The term elasticity in economics is almost surely linked to the concept of elasticity in physics.
While the introduction of the term elasticity in economics is attributed to Marshall, as far as I know, we haven’t an explicit source about the reason why Marshall chose this term.
But we can make conjectures that are not arbitrary and are based on relevant sources.
It is well known that the mathematization of economics in the second half of the XIX century referred widely to physics, and mathematical economists as Edgeworth, Walras, Pareto, Marshall himself, knew physics, and referred often to physics in their works.
In particular, Pareto wrote his graduation thesis in engineering on Principles of the theory of elastic solid bodies (Engl. transl).
Marshall knew their works, as he explicitly quotes them in his Principles of Economics
Moreover, in Appendix C, sec. 2. The method in economics, physics and biology, of the Principles, he explicitly compares the methodology of physics and economics:
It is true that the forces with which economics deals have one advantage for
deductive treatment in the fact that their method of combination is, as Mill observed, are
that of mechanics rather than of chemistry.
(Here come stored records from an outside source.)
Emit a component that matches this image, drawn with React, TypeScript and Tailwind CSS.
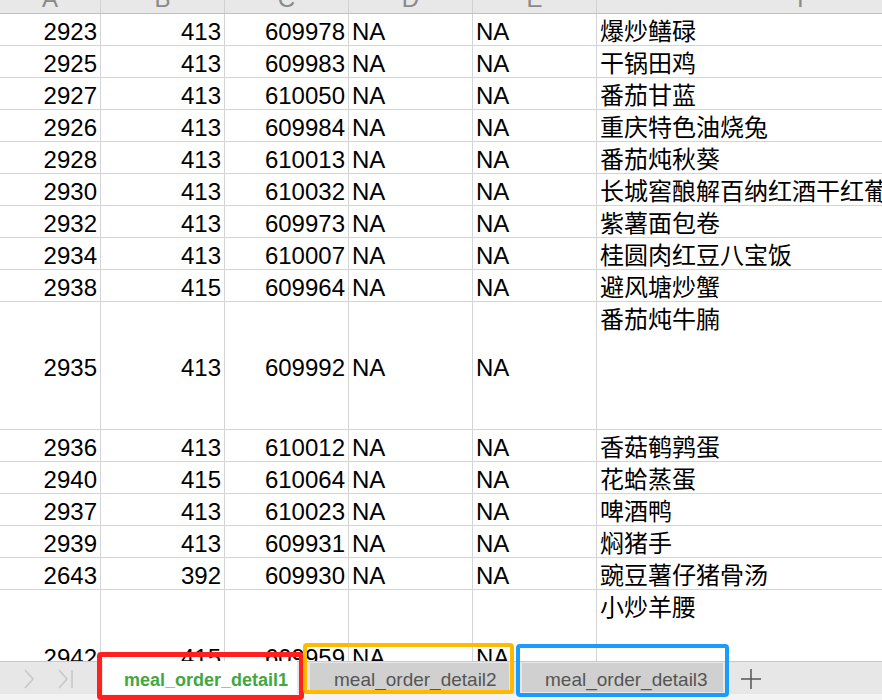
import React from 'react';

type Row = {
  id: string;
  b: string;
  c: string;
  name: string;
  tall?: number;
};

const rows: Row[] = [
  { id: '2923', b: '413', c: '609978', name: '爆炒鳝碌' },
  { id: '2925', b: '413', c: '609983', name: '干锅田鸡' },
  { id: '2927', b: '413', c: '610050', name: '番茄甘蓝' },
  { id: '2926', b: '413', c: '609984', name: '重庆特色油烧兔' },
  { id: '2928', b: '413', c: '610013', name: '番茄炖秋葵' },
  { id: '2930', b: '413', c: '610032', name: '长城窖酿解百纳红酒干红葡萄酒' },
  { id: '2932', b: '413', c: '609973', name: '紫薯面包卷' },
  { id: '2934', b: '413', c: '610007', name: '桂圆肉红豆八宝饭' },
  { id: '2938', b: '415', c: '609964', name: '避风塘炒蟹' },
  { id: '2935', b: '413', c: '609992', name: '番茄炖牛腩', tall: 128 },
  { id: '2936', b: '413', c: '610012', name: '香菇鹌鹑蛋' },
  { id: '2940', b: '415', c: '610064', name: '花蛤蒸蛋' },
  { id: '2937', b: '413', c: '610023', name: '啤酒鸭' },
  { id: '2939', b: '413', c: '609931', name: '焖猪手' },
  { id: '2643', b: '392', c: '609930', name: '豌豆薯仔猪骨汤' },
  { id: '2942', b: '415', c: '609959', name: '小炒羊腰', tall: 132 },
];

const cols = [
  { key: 'A', w: 'w-[101px]' },
  { key: 'B', w: 'w-[124px]' },
  { key: 'C', w: 'w-[124px]' },
  { key: 'D', w: 'w-[124px]' },
  { key: 'E', w: 'w-[124px]' },
  { key: 'F', w: 'w-[416px]' },
];

const font = { fontFamily: '"Liberation Sans", "Noto Sans CJK SC", sans-serif' };

function Cell({
  w,
  align,
  tall,
  top,
  children,
}: {
  w: string;
  align: 'left' | 'right';
  tall?: boolean;
  top?: boolean;
  children: React.ReactNode;
}) {
  const v = top ? 'items-start pt-[5px]' : tall ? 'items-center pt-1' : 'items-end';
  return (
    <div
      className={`${w} shrink-0 h-full flex ${v} border-r border-[#d4d4d4] whitespace-nowrap leading-[26px] ${
        align === 'right' ? 'justify-end pr-[3px]' : 'justify-start pl-[3px]'
      }`}
    >
      {children}
    </div>
  );
}

function SheetGrid() {
  return (
    <div className="flex-1 overflow-hidden bg-white text-[24px] text-black" style={font}>
      {/* column header strip */}
      <div className="flex h-[14px] bg-[#e8e8e8] border-b border-[#c0c0c0] overflow-hidden">
        {cols.map(col => (
          <div
            key={col.key}
            className={`${col.w} shrink-0 h-full flex justify-center border-r border-[#d0d0d0] text-[#8a8a8a]`}
          >
            <span className="block leading-[24px] -mt-[13px]">{col.key}</span>
          </div>
        ))}
      </div>

      {rows.map(r => {
        const tall = !!r.tall;
        return (
          <div
            key={r.id}
            className={`flex border-b border-[#d4d4d4] ${tall ? '' : 'h-[32px]'}`}
            style={tall ? { height: r.tall } : undefined}
          >
            <Cell w="w-[101px]" align="right" tall={tall}>{r.id}</Cell>
            <Cell w="w-[124px]" align="right" tall={tall}>{r.b}</Cell>
            <Cell w="w-[124px]" align="right" tall={tall}>{r.c}</Cell>
            <Cell w="w-[124px]" align="left" tall={tall}>NA</Cell>
            <Cell w="w-[124px]" align="left" tall={tall}>NA</Cell>
            <Cell w="w-[416px]" align="left" top={tall}>{r.name}</Cell>
          </div>
        );
      })}
    </div>
  );
}

function TabBar() {
  return (
    <div
      className="h-[39px] shrink-0 flex items-start bg-[#e7e7e7] border-t border-[#c8c8c8] relative"
      style={font}
    >
      <div className="absolute left-0 right-0 bottom-0 h-[6px] bg-[#f3f3f3]" />
      <div className="w-[103px] h-[32px] shrink-0 flex items-center relative">
        <svg className="absolute left-[22px] top-[6px]" width="14" height="22" viewBox="0 0 14 22">
          <polyline points="3,2 11,11 3,20" fill="none" stroke="#c8c8c8" strokeWidth="1.6" />
        </svg>
        <svg className="absolute left-[56px] top-[6px]" width="20" height="22" viewBox="0 0 20 22">
          <polyline points="3,2 11,11 3,20" fill="none" stroke="#c8c8c8" strokeWidth="1.6" />
          <line x1="16" y1="2" x2="16" y2="20" stroke="#c8c8c8" strokeWidth="1.6" />
        </svg>
      </div>
      <div className="w-[194px] h-[33px] -mt-px shrink-0 bg-white flex items-center pl-[21px] pt-[5px] text-[18px] font-bold text-[#3fa83f] relative">
        meal_order_detail1
      </div>
      <div className="ml-[13px] w-[199px] h-[29px] mt-px shrink-0 bg-[#d0d0d0] flex items-center pl-[24px] pt-[5px] text-[19px] text-[#555] relative">
        meal_order_detail2
      </div>
      <div className="ml-[13px] w-[201px] h-[29px] mt-px shrink-0 bg-[#d0d0d0] flex items-center pl-[23px] pt-[5px] text-[19px] text-[#555] relative">
        meal_order_detail3
      </div>
      <svg className="ml-[17px] mt-[6px] relative" width="22" height="22" viewBox="0 0 22 22">
        <line x1="11" y1="1" x2="11" y2="21" stroke="#555" strokeWidth="1.5" />
        <line x1="1" y1="11" x2="21" y2="11" stroke="#555" strokeWidth="1.5" />
      </svg>
    </div>
  );
}

export default function App() {
  return (
    <div className="w-[882px] h-[700px] overflow-hidden relative flex flex-col bg-white">
      <SheetGrid />
      <TabBar />

      {/* highlight frames around the sheet tabs */}
      <div className="absolute left-[97px] top-[652px] w-[207px] h-[48px] border-[5px] border-[#ff2020] rounded-[4px] pointer-events-none" />
      <div className="absolute left-[303px] top-[643px] w-[211px] h-[51px] border-4 border-[#ffb900] rounded-[4px] pointer-events-none" />
      <div className="absolute left-[516px] top-[644px] w-[213px] h-[53px] border-4 border-[#1a9cff] rounded-[4px] pointer-events-none" />
    </div>
  );
}
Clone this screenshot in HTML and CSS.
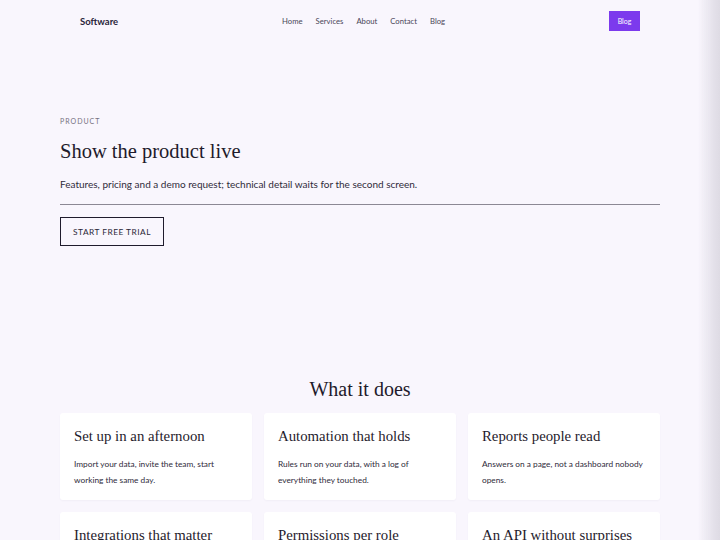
FILE: index.html
```html
<!DOCTYPE html>
<html lang="en">
<head>
<meta charset="utf-8">
<title>Software</title>
<link rel="stylesheet" href="styles.css">
</head>
<body>
<div class="edge"></div>
<header class="nav">
  <div class="logo">Software</div>
  <nav class="links">
    <a href="#">Home</a>
    <a href="#">Services</a>
    <a href="#">About</a>
    <a href="#">Contact</a>
    <a href="#">Blog</a>
  </nav>
  <a class="cta" href="#">Blog</a>
</header>
<main>
  <section class="hero">
    <div class="eyebrow">PRODUCT</div>
    <h1 class="title">Show the product live</h1>
    <p class="lead">Features, pricing and a demo request; technical detail waits for the second screen.</p>
    <hr class="rule">
    <a class="btn" href="#">START FREE TRIAL</a>
  </section>
  <section class="features">
    <h2 class="section-title">What it does</h2>
    <div class="grid">
      <div class="card"><h3>Set up in an afternoon</h3><p>Import your data, invite the team, start working the same day.</p></div>
      <div class="card"><h3>Automation that holds</h3><p>Rules run on your data, with a log of everything they touched.</p></div>
      <div class="card"><h3>Reports people read</h3><p>Answers on a page, not a dashboard nobody opens.</p></div>
      <div class="card"><h3>Integrations that matter</h3><p>Connect the tools you already use, without glue code.</p></div>
      <div class="card"><h3>Permissions per role</h3><p>Everyone sees what they need and nothing more.</p></div>
      <div class="card"><h3>An API without surprises</h3><p>Documented endpoints that behave the way they say.</p></div>
    </div>
  </section>
</main>
</body>
</html>
```
FILE: styles.css
```css
html, body { margin: 0; padding: 0; }
body {
  background: #f9f6fd;
  font-family: Lato, "Noto Sans", sans-serif;
  color: #2b2738;
}
.edge {
  position: fixed;
  top: 0; right: 0; bottom: 0;
  width: 22px;
  background: linear-gradient(to right, rgba(230,226,236,0), #e4e1ea 70%, #dedbe4);
  pointer-events: none;
  z-index: 10;
}
a { text-decoration: none; color: inherit; }
.nav {
  height: 42px;
  padding: 0 80px;
  display: flex;
  align-items: center;
  justify-content: space-between;
}
.logo { font-size: 9.5px; font-weight: 700; color: #29243a; }
.links { display: flex; gap: 13px; font-size: 7.7px; color: #4a4658; }
.cta {
  width: 31px; height: 20px;
  display: flex; align-items: center; justify-content: center;
  background: #7c3aed; color: #fff; font-size: 7px;
}
main { width: 600px; margin: 0 auto; }
.hero { padding-top: 74px; }
.eyebrow { font-size: 7px; letter-spacing: 1px; color: #77727f; line-height: 10px; }
.title {
  font-family: "Liberation Serif", serif;
  font-weight: 400; font-size: 20.5px; line-height: 24px;
  margin: 13px 0 0; color: #1f1b2c;
}
.lead { font-size: 10px; line-height: 14px; margin: 14px 0 0; color: #2f2b3a; }
.rule { border: 0; border-top: 1px solid #8c8894; margin: 13px 0 0; }
.btn {
  display: inline-flex; align-items: center; justify-content: center;
  margin-top: 12px;
  width: 102px; height: 27px;
  border: 1px solid #1f1b2c;
  font-size: 8.3px; letter-spacing: 0.5px; color: #2b2738;
}
.features { padding-top: 131px; }
.section-title {
  font-family: "Liberation Serif", serif;
  font-weight: 400; font-size: 20px; line-height: 24px;
  text-align: center; margin: 0 0 12px; color: #1f1b2c;
}
.grid { display: grid; grid-template-columns: repeat(3, 1fr); gap: 12px; }
.card {
  background: #fff; border-radius: 3px;
  padding: 13px 14px 12px;
  box-shadow: 0 1px 2px rgba(60,40,100,0.04);
}
.card h3 {
  font-family: "Liberation Serif", serif;
  font-weight: 400; font-size: 14.8px; line-height: 20px;
  margin: 0; color: #1f1b2c;
}
.card p { font-size: 8.3px; line-height: 16px; margin: 10px 0 0; color: #2f2b3a; }
```
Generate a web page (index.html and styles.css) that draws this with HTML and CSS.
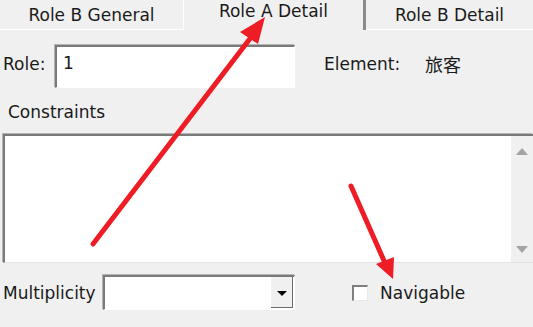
FILE: index.html
```html
<!DOCTYPE html>
<html lang="en">
<head>
  <meta charset="UTF-8">
  <title>Role A Detail</title>
  <link rel="stylesheet" href="styles.css">
</head>
<body>

<div class="tabs">
  <div class="tab">Role B General</div>
  <div class="tab active">Role A Detail</div>
  <div class="tab last">Role B Detail</div>
</div>

<div class="panel">
  <div class="role-row">
    <span class="label role-label">Role:</span>
    <div class="field role-field">1</div>
    <span class="label element-label">Element:</span>
    <span class="label element-value">旅客</span>
  </div>

  <div class="label constraints-label">Constraints</div>

  <div class="memo">
    <div class="memo-body"></div>
    <div class="scroll">
      <span class="arrow up"></span>
      <span class="arrow down"></span>
    </div>
  </div>

  <div class="bottom-row">
    <span class="label mult-label">Multiplicity</span>
    <div class="field combo">
      <div class="combo-btn"><span class="caret"></span></div>
    </div>
    <span class="check"></span>
    <span class="label">Navigable</span>
  </div>
</div>

<!-- annotation arrows drawn over the dialog -->
<svg class="annot" width="533" height="327" viewBox="0 0 533 327">
  <line x1="93" y1="244" x2="252" y2="36" stroke="#ee1c25" stroke-width="5" stroke-linecap="round"/>
  <polygon points="265,17 240,32 258,44" fill="#ee1c25"/>
  <line x1="351" y1="186" x2="385" y2="263" stroke="#ee1c25" stroke-width="5" stroke-linecap="round"/>
  <polygon points="393,279 376,264 394,257" fill="#ee1c25"/>
</svg>

</body>
</html>
```

FILE: styles.css
```css
body {
  margin: 0;
  width: 533px;
  height: 327px;
  overflow: hidden;
  background-color: #f0f0f0;
  font-family: "DejaVu Sans", "Noto Sans CJK SC", sans-serif;
  font-size: 17px;
  color: #1a1a1a;
  position: relative;
}
.tabs {
  display: flex;
  height: 30px;
}
.tab {
  width: 184px;
  box-sizing: border-box;
  border-right: 1px solid #ffffff;
  border-bottom: 1px solid #ffffff;
  text-align: center;
  line-height: 28px;
  padding-top: 1px;
}
.tab.active {
  width: 182px;
  border-bottom: none;
  border-right: 3px solid #8a8a8a;
  line-height: 22px;
  padding-top: 0;
}
.tab.last {
  flex: 1;
  border-right: none;
}
.panel {
  padding: 15px 0 0 3px;
}
.label {
  white-space: nowrap;
}
.role-row {
  display: flex;
  align-items: center;
  height: 43px;
}
.role-row .label {
  margin-bottom: 6px;
}
.role-label {
  width: 52px;
}
.field {
  box-sizing: border-box;
  background: #ffffff;
  border-top: 2px solid #7a7a7a;
  border-left: 2px solid #7a7a7a;
  border-right: 1px solid #ffffff;
  border-bottom: 1px solid #ffffff;
  box-shadow: -1px -1px 0 #b4b4b4;
}
.role-field {
  width: 240px;
  height: 43px;
  padding: 5px 0 0 6px;
  line-height: 22px;
  align-self: flex-start;
}
.element-label {
  margin-left: 29px;
  width: 101px;
}
.element-value {
  font-size: 18px;
  font-family: "Noto Sans CJK SC", sans-serif;
}
.constraints-label {
  margin: 13px 0 0 5px;
  height: 22px;
  line-height: 22px;
}
.memo {
  display: flex;
  height: 129px;
  margin-top: 11px;
  box-sizing: border-box;
  border-top: 2px solid #7a7a7a;
  border-left: 2px solid #7a7a7a;
  border-bottom: 1px solid #e3e3e3;
  box-shadow: -1px -1px 0 #b4b4b4;
}
.memo-body {
  flex: 1;
  background: #ffffff;
}
.scroll {
  width: 22px;
  background: #f0f0f0;
  display: flex;
  flex-direction: column;
  justify-content: space-between;
  align-items: center;
  padding: 12px 0 9px;
}
.arrow {
  width: 0;
  height: 0;
  border-left: 6px solid transparent;
  border-right: 6px solid transparent;
}
.arrow.up {
  border-bottom: 7px solid #a3a3a3;
}
.arrow.down {
  border-top: 7px solid #a3a3a3;
}
.bottom-row {
  display: flex;
  align-items: center;
  margin-top: 12px;
  height: 35px;
}
.mult-label {
  width: 100px;
}
.combo {
  width: 192px;
  height: 35px;
  display: flex;
  justify-content: flex-end;
  padding: 0 1px 1px 0;
}
.combo-btn {
  width: 22px;
  box-sizing: border-box;
  background: #f0f0f0;
  border-right: 1px solid #6a6a6a;
  border-bottom: 1px solid #6a6a6a;
  display: flex;
  align-items: center;
  justify-content: center;
}
.caret {
  width: 0;
  height: 0;
  border-left: 5px solid transparent;
  border-right: 5px solid transparent;
  border-top: 5px solid #000000;
  margin-top: 2px;
}
.check {
  width: 16px;
  height: 16px;
  box-sizing: border-box;
  margin: 0 12px 0 57px;
  background: #ffffff;
  border-top: 2px solid #808080;
  border-left: 2px solid #808080;
  border-right: 1px solid #e8e8e8;
  border-bottom: 1px solid #e8e8e8;
}
.annot {
  position: absolute;
  left: 0;
  top: 0;
  pointer-events: none;
}
```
That is to say, when we know the action of
two economic forces separately—as for instance the influences which an increase in
the rate of wages and a diminution in the difficulty of the work in a trade will
severally exert on the supply of labour in it—we can predict fairly well their conjoint
action, without waiting for specific experience of it .[…] (p. 449)
Marshall himself had a degree in mathematics and physics at the University of Cambridge.
So, the hypothesis that Marshall had in mind the terminology of physics and the elasticity of a body, or the stretching of a wire, is more than reasonable (even if the concept of elasticity in economics and in physics are of course different).
In many economics texts it is taken for granted that the term elasticity in economics comes from the terminology of physics.
For an example,
Lionello Rossi, Del concetto di elasticità in economia (Engl. Tr. About the Concept of Elasticity in Economics), 1932
In this article, Rossi seems to take for granted that the concept of elasticity in economics originates from physics, and discusses the actual use in economics of the term elasticity and other terms coming from mechanics as rigidity and anelastic, comparing their use in economic and in physics.
For instance, he writes:
We try […] to clarify the concepts outlined above, and we start
making few remarks about the homonymous mechanical concepts[…]
In mechanics a body is defined elastic if, when deformed under the
action of a stimulus, has the property to resume its primitive form
The concept of rigidity, instead, defines the greater or smaller
deformability, and therefore it is not antithetical to the concept of
elasticity […]. That is, rigidity denotes a further property of
elastic bodies. Anelasticity, instead, it a concept antithetical to
that of elasticity[…].
That said about mechanical concepts, what about homonymous concepts of
The only concept that in the common use has a perfect analogy with the
concept of mechanics is that of rigidity […]; and the authors seem to
agree about it.
Instead, the concept of elasticity, would be, according to Marshall,
nothing more than the opposite of the concept of rigidity[…].
Whatever the mechanical concepts are, in economics the Marshallian
definition of elasticity as variability and antithetical to rigidity
seems obvious, in relations to the denominations that entered the
common usage, reserving the name of anelasticity to a different
concept, conform to the mechanical one […]. (pp. 20-21, my transl.)